(Goal): Extract every line from the records below that contains the word "this".

Data section start

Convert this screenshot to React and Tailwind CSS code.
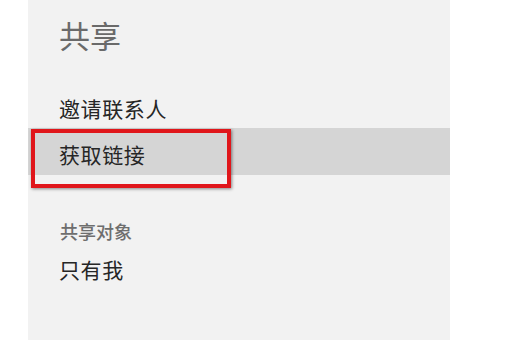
import React from 'react';

const font = { fontFamily: '"Noto Sans CJK SC", "Microsoft YaHei", sans-serif' };

export default function App() {
    return (
        <div className="relative w-[510px] h-[340px] bg-white flex" style={font}>
            <div className="ml-[28px] w-[422px] h-full bg-[#f2f2f2] flex flex-col">
                <h1 className="mt-[20px] pl-[31px] h-[30px] leading-[30px] text-[31px] font-normal text-[#6a6a6a]">共享</h1>

                <div className="mt-[46px] pl-[31px] h-[24px] leading-[24px] text-[21px] tracking-[0.6px] text-[#262626]">邀请联系人</div>

                <div className="mt-[8px] h-[47px] bg-[#d5d5d5] pl-[31px] flex items-center pt-[4px]">
                    <span className="text-[21px] leading-[24px] tracking-[0.6px] text-[#262626]">获取链接</span>
                </div>

                <div className="mt-[45px] pl-[32px] h-[22px] leading-[22px] text-[18px] font-medium text-[#6e6e6e]">共享对象</div>

                <div className="mt-[15px] pl-[31px] h-[24px] leading-[24px] text-[21px] tracking-[0.6px] text-[#262626]">只有我</div>
            </div>

            {/* annotation box */}
            <div className="absolute left-[31px] top-[129px] w-[200px] h-[59px] border-4 border-[#e0161b] shadow-[1px_1px_3px_rgba(0,0,0,0.45)]" />
        </div>
    );
}
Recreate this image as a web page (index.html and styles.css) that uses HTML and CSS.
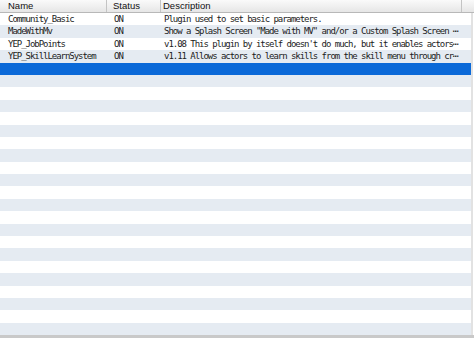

Data section end

(Exercise response):
Convert this screenshot to React and Tailwind CSS code.
Recreate this image as a web page (index.html and styles.css) that uses HTML and CSS.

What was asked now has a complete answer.